4 comments on “[Poetry Friday] Running To and Running From

  1. Myra, thank you for sharing this book… and best wishes to your daughter! That’s a big moment… may she be bright eyed as the young woman in the art. xo

    Liked by 1 person

  2. maryleehahn

    This is definitely a perfect companion to the book you shared last week…and resonates with current events.

    Liked by 1 person

  3. haitiruth

    I’m sending a child to college in the US this summer too, so I can really empathize with you. Running from having an empty nest, but running to it, inexorably, as well.

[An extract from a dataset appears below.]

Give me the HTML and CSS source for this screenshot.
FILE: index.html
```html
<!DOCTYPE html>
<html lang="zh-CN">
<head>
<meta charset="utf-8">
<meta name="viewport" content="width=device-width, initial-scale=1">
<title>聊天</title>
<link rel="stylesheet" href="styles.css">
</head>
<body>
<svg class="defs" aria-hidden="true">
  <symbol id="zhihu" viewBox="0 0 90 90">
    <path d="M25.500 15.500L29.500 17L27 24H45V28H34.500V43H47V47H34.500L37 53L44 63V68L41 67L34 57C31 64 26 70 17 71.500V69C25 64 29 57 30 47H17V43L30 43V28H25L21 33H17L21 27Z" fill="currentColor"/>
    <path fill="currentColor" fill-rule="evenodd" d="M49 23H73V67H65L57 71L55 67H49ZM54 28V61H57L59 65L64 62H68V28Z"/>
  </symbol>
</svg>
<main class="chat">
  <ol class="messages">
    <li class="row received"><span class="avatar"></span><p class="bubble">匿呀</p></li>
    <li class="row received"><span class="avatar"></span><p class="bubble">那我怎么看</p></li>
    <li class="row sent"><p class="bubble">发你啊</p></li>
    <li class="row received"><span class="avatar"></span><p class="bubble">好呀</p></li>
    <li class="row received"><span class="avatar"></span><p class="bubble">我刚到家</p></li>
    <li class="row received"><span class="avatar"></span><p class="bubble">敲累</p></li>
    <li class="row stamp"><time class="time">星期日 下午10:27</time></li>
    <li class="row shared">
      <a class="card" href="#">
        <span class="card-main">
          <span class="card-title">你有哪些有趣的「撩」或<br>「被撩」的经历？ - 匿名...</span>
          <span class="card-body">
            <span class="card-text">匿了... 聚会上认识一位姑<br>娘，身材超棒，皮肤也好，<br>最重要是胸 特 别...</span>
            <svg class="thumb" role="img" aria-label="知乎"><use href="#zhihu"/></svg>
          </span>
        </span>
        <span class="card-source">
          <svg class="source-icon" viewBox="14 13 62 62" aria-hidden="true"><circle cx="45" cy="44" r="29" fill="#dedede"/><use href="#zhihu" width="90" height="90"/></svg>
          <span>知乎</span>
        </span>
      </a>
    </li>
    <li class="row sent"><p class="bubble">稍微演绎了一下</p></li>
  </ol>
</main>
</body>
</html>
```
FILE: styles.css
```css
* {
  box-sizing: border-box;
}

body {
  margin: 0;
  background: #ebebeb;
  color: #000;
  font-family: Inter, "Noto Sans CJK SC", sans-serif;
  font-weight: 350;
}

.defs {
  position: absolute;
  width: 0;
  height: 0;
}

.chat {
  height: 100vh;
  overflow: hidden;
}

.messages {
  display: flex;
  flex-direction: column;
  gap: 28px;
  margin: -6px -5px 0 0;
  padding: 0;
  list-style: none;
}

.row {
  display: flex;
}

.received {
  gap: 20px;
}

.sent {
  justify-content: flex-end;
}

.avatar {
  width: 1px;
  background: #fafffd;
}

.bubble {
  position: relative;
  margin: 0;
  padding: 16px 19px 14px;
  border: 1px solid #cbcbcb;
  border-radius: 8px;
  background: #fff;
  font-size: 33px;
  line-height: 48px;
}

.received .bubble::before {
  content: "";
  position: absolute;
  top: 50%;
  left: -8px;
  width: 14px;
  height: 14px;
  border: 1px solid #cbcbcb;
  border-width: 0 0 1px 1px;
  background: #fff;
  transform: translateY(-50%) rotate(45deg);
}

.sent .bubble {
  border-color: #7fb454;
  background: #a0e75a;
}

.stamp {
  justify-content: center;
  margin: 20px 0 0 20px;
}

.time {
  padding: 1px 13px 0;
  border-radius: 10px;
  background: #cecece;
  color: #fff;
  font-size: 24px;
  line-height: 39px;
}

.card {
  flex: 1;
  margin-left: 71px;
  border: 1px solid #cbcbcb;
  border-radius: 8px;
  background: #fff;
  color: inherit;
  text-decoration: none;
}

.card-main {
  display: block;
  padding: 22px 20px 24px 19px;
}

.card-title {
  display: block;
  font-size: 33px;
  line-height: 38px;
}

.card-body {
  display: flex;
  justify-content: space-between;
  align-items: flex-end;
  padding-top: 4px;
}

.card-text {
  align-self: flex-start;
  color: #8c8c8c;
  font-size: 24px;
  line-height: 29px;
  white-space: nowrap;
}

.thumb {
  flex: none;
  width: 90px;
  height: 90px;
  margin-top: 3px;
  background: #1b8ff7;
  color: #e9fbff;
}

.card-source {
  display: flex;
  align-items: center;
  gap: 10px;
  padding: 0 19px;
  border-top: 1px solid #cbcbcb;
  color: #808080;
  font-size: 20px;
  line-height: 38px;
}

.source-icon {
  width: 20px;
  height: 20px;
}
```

Scary new things! (This looks like such a wonderful book – thank you!) Ruth, thereisnosuchthingasagodforsakentown.blogspot.com

    Liked by 1 person

  4. I love this book! I was lucky enough to hear the author read it and talk about her creative process as she wrote the book and it was fascinating and inspiring. I love how her approach to this topic personalizes it, through the experience of the protagonist, and how the train journey itself tells you so much about the life they are leaving behind and the one they are running to. That 2-page spread where they are told they no longer have to sit in the back of the train – that they can freely choose their seats – just encapsulates everything the book is about in one scene, one interaction.

    Wishing your daughter all the best with her journey to Uni.